Stolypin raised the Jewish issue before the Council of Ministers, and secured a solid majority in favor of doing away with many restrictions on Jewish residential and occupational rights. He forwarded a proposal to this effect to the Tsar. Nicholas rejected it on the grounds of “conscience.”69 The refusal ended the possibility of Imperial Russia ridding herself of her anachronistic Jewish legislation and ensured the animosity of Jews at home and abroad.

Stolypin was determined not to repeat the mistake of his predecessor, Goremykin, who had no government program with which to attract voters. Having announced his reform program, he involved the government in the electoral campaign by paying subsidies to friendly newspapers and staging spectacles for potential supporters of pro-government candidates. For this purpose he allocated modest sums, such as 10,000 rubles to be spent in Kiev on electoral propaganda, “allowances” for needy voters, and the staging for peasant voters of Glinka’s A Life for the Tsar. He soon became painfully aware of the paucity of means at the government’s disposal to rally public support. Later he resorted to bribing deputies to vote for government bills.70

Stolypin tried, without success, to bring representatives of society into the cabinet.

On assuming office, he engaged in negotiations with Alexander Guchkov and Nicholas Lvov, offering the former the portfolio of Trade and Industry and the latter that of Agriculture. The two made their acceptance conditional on other representatives of society being included in the cabinet. Stolypin next contacted Dmitrii Shipov and Prince George Lvov, the future head of the Provisional Government. They posed stiff demands: a government commitment to expropriating some landed property, the abolition of capital punishment, and an end to martial law. These terms may have been acceptable, but the government could not possibly agree to a further demand that a majority of the ministerial portfolios, including that of the Interior, be turned over to non-bureaucrats.71 Using Kryzhanovskii as intermediary, Stolypin also made approaches to the Kadets with the view of having them join the cabinet, but nothing came of this effort either.72 In January 1907, he attempted once more to come to terms with the Kadets, hoping to wean them away from the radical parties. At this time the Kadets had not yet secured status as a legally recognized association. Stolypin offered to grant them such status if they would denounce terrorism. Ivan Petrunkevich, one of the patriarchs of the liberal movement and a member of the Kadet Central Committee, responded that he would rather the party perish than suffer “moral destruction” by acquiescing to this demand. This terminated the discussions.73

To the government’s dismay, the Second Duma, which opened on February 20, 1907, was even more radical than the First, for the SRs and the SDs had now abandoned the boycott. The socialists had 222 deputies (of them, 65 SDs, 37 SRs, 16 Popular Socialists, and 104 Trudoviki, affiliated with the SRs): they outweighed right-wing deputies by a ratio of two to one. The Kadets, tempered by the failure of their previous tactics, were prepared to behave more responsibly, but their representation was cut by nearly one-half (from 179 to 98) and the opposition was dominated by the socialists, who had no intention of pursuing legislative work. The SRs had resolved in November 1906 to participate in the elections in order to “utilize the State Duma for organizing and revolutionizing the masses.”74 The Social-Democrats at the Fourth (Stockholm) Congress, held in April 1907, agreed to commit themselves “to exploiting systematically all conflicts between the government and the Duma as well as within the Duma itself for the purpose of broadening and deepening the revolutionary movement.” The congress instructed the Social-Democratic faction to create a mass movement that would topple the existing order by “exposing all the bourgeois parties,” making the masses aware of the futility of the Duma, and insisting on the convocation of a Constituent Assembly.75 The socialists thus entered the Duma for the explicit purpose of sabotaging legislative work and disseminating revolutionary propaganda under the protection of parliamentary immunity.
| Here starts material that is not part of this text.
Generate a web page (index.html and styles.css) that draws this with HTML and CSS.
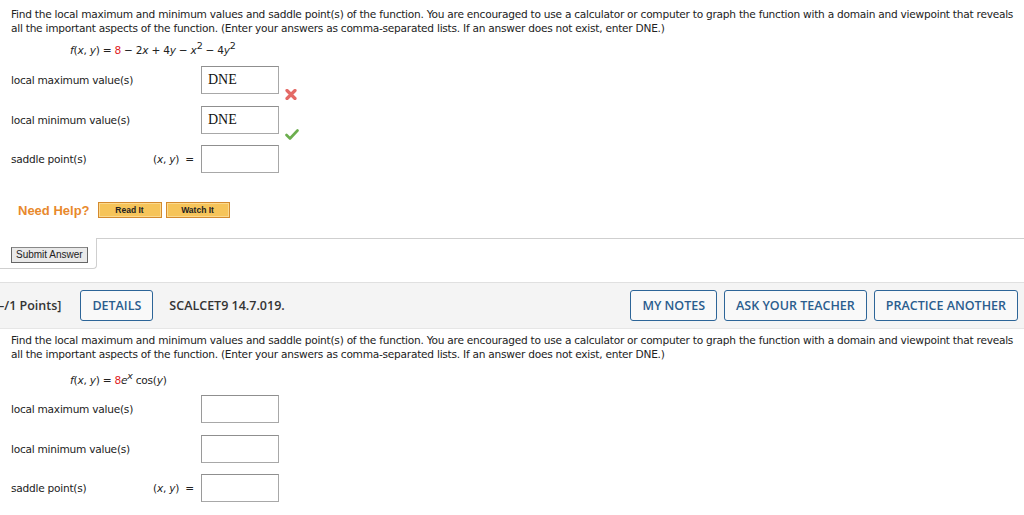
FILE: index.html
```html
<!DOCTYPE html>
<html>
<head>
<meta charset="utf-8">
<link rel="stylesheet" href="styles.css">
</head>
<body>
<section class="question q1">
  <p class="prompt">Find the local maximum and minimum values and saddle point(s) of the function. You are encouraged to use a calculator or computer to graph the function with a domain and viewpoint that reveals all the important aspects of the function. (Enter your answers as comma-separated lists. If an answer does not exist, enter DNE.)</p>
  <p class="func"><i>f</i>(<i>x</i>, <i>y</i>) = <span class="red">8</span> &minus; 2<i>x</i> + 4<i>y</i> &minus; <i>x</i><sup>2</sup> &minus; 4<i>y</i><sup>2</sup></p>
  <div class="answers">
    <span class="label">local maximum value(s)</span><span></span>
    <span class="box">DNE</span>
    <span class="mark"><svg width="12" height="11" viewBox="0 0 12 11"><path d="M2 1.5 L10 9.5 M10 1.5 L2 9.5" stroke="#e46a66" stroke-width="3.2" stroke-linecap="round"/></svg></span>
    <span class="label">local minimum value(s)</span><span></span>
    <span class="box">DNE</span>
    <span class="mark"><svg width="14" height="11" viewBox="0 0 14 11"><path d="M1.5 6 L5 9.5 L12.5 1.5" stroke="#6cae4e" stroke-width="2.6" fill="none" stroke-linecap="round" stroke-linejoin="round"/></svg></span>
    <span class="label">saddle point(s)</span><span class="xy">(<i>x</i>, <i>y</i>) &nbsp;=</span>
    <span class="box"></span><span></span>
  </div>
  <div class="help">
    <span class="need">Need Help?</span>
    <span class="hbtn">Read It</span>
    <span class="hbtn">Watch It</span>
  </div>
</section>
<div class="submit-row">
  <div class="submit-tab"><span class="submit">Submit Answer</span></div>
  <div class="submit-fill"></div>
</div>
<header class="band">
  <span class="points">&ndash;/1 Points]</span>
  <span class="obtn">DETAILS</span>
  <span class="code">SCALCET9 14.7.019.</span>
  <span class="spacer"></span>
  <span class="obtn">MY NOTES</span>
  <span class="obtn">ASK YOUR TEACHER</span>
  <span class="obtn">PRACTICE ANOTHER</span>
</header>
<section class="question q2">
  <p class="prompt">Find the local maximum and minimum values and saddle point(s) of the function. You are encouraged to use a calculator or computer to graph the function with a domain and viewpoint that reveals all the important aspects of the function. (Enter your answers as comma-separated lists. If an answer does not exist, enter DNE.)</p>
  <p class="func"><i>f</i>(<i>x</i>, <i>y</i>) = <span class="red">8</span><i>e</i><sup><i>x</i></sup> cos(<i>y</i>)</p>
  <div class="answers">
    <span class="label">local maximum value(s)</span><span></span>
    <span class="box"></span><span></span>
    <span class="label">local minimum value(s)</span><span></span>
    <span class="box"></span><span></span>
    <span class="label">saddle point(s)</span><span class="xy">(<i>x</i>, <i>y</i>) &nbsp;=</span>
    <span class="box"></span><span></span>
  </div>
</section>
</body>
</html>
```
FILE: styles.css
```css
html, body {
  margin: 0;
  padding: 0;
  background: #fff;
  color: #222;
  font-family: "DejaVu Sans", Verdana, sans-serif;
  font-size: 10.6px;
  overflow: hidden;
}
.question {
  padding: 0 6px 0 11px;
  letter-spacing: -0.25px;
}
.prompt {
  margin: 0;
  line-height: 14px;
}
.q1 { padding-top: 7px; }
.q2 { padding-top: 4px; }
.func {
  margin: 8px 0 0;
  padding-left: 59px;
  line-height: 14px;
}
.q2 .func { margin-top: 12px; }
.func sup {
  line-height: 0;
  font-size: 9.5px;
  vertical-align: 5px;
}
.red { color: #e0201c; }
.answers {
  display: grid;
  grid-template-columns: 142px 48px 78px 20px;
  grid-auto-rows: 28px;
  row-gap: 11.5px;
  align-items: center;
  margin-top: 9px;
}
.q2 .answers { margin-top: 8px; }
.label { line-height: 14px; }
.xy { line-height: 14px; }
.box {
  box-sizing: border-box;
  height: 28px;
  width: 78px;
  border: 1px solid #a8a8a8;
  border-top-color: #8f8f8f;
  border-left-color: #9a9a9a;
  background: #fff;
  font-family: "Liberation Serif", "Times New Roman", serif;
  font-size: 14px;
  letter-spacing: 0;
  color: #111;
  padding: 6px 0 0 6px;
  line-height: 14px;
}
.mark {
  align-self: end;
  margin-left: 6px;
  margin-bottom: -6px;
  line-height: 0;
}
.help {
  display: flex;
  align-items: center;
  gap: 4px;
  margin-top: 29px;
  padding-left: 7px;
  height: 16px;
  letter-spacing: 0;
}
.need {
  font-family: "Liberation Sans", Arial, sans-serif;
  font-weight: bold;
  font-size: 13px;
  color: #e8892c;
  margin-right: 4px;
}
.hbtn {
  box-sizing: border-box;
  height: 16px;
  width: 64px;
  background: #f6c45a;
  border: 1px solid #d48a2e;
  box-shadow: inset 0 0 0 1px #fbd98e;
  font-family: "Liberation Sans", Arial, sans-serif;
  font-weight: bold;
  font-size: 8.5px;
  color: #222;
  text-align: center;
  line-height: 14px;
}
.submit-row {
  display: flex;
  margin-top: 20px;
}
.submit-tab {
  width: 97px;
  height: 31px;
  box-sizing: border-box;
  border-right: 1px solid #cfcfcf;
  border-bottom: 1px solid #cfcfcf;
  border-bottom-right-radius: 4px;
  padding: 9px 0 0 11px;
}
.submit {
  display: inline-block;
  box-sizing: border-box;
  height: 16px;
  padding: 0 4px;
  background: #e9e9e9;
  border: 1px solid #666;
  border-top-color: #888;
  font-family: "Liberation Sans", Arial, sans-serif;
  font-size: 10px;
  color: #222;
  line-height: 14px;
}
.submit-fill {
  flex: 1;
  border-top: 1px solid #cfcfcf;
}
.band {
  display: flex;
  align-items: center;
  gap: 7px;
  margin-top: 13px;
  height: 47px;
  box-sizing: border-box;
  background: #f4f4f4;
  border-top: 1px solid #e0e0e0;
  border-bottom: 1px solid #e6e6e6;
  padding-right: 6px;
  font-family: "Open Sans", "Noto Sans", sans-serif;
  font-weight: 600;
  font-size: 12.5px;
}
.points {
  margin-left: -2px;
  color: #333;
  margin-right: 12px;
}
.obtn {
  box-sizing: border-box;
  height: 31px;
  padding: 0 11px;
  display: flex;
  align-items: center;
  border: 1.5px solid #2d6598;
  border-radius: 3px;
  background: #f9f9f9;
  color: #2a5d8e;
}
.code {
  color: #333;
  margin-left: 9px;
}
.spacer { flex: 1; }
```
To make matters still worse from the government’s point of view, Orthodox priests elected to the Duma, usually by peasants, shunned the conservative parties, preferring to sit in the center; several joined the socialists.

The Second Duma had barely begun its deliberations when in high circles it was whispered that the Duma was incapable of constructive work and should be abolished or at least thoroughly revamped. Fedor Golovin, the chairman of the Second Duma, remembered Nicholas speaking to him in this vein in March or April 1907.76 The outright abolition of the Duma, however, proved impractical for political as well as economic reasons.

The political argument in favor of retaining a parliamentary body has been mentioned earlier: it was the need of the bureaucracy for a representative body with which to share the blame for the country’s ills.

The economic argument had to do with international banking. A prominent French financier informed Kokovtsov that the dissolution of the First Duma had struck French financial markets like a “bolt of lightning.”77 Later, in 1917, Kokovtsov explained the close relationship which had existed under tsarism between parliamentary government and Russia’s standing in international credit markets. The market price of the Russian state loan of 1906 sunk rapidly after the dissolution of the First Duma. When rumors spread that the Second Duma was to suffer a similar fate, Russian obligations with a face value of 100 dropped from 88 to 69, or by 21 percent.78 Experience thus strongly suggested that the liquidation of the Duma would have had a disastrous effect on Russia’s ability to raise foreign loans at acceptable interest rates.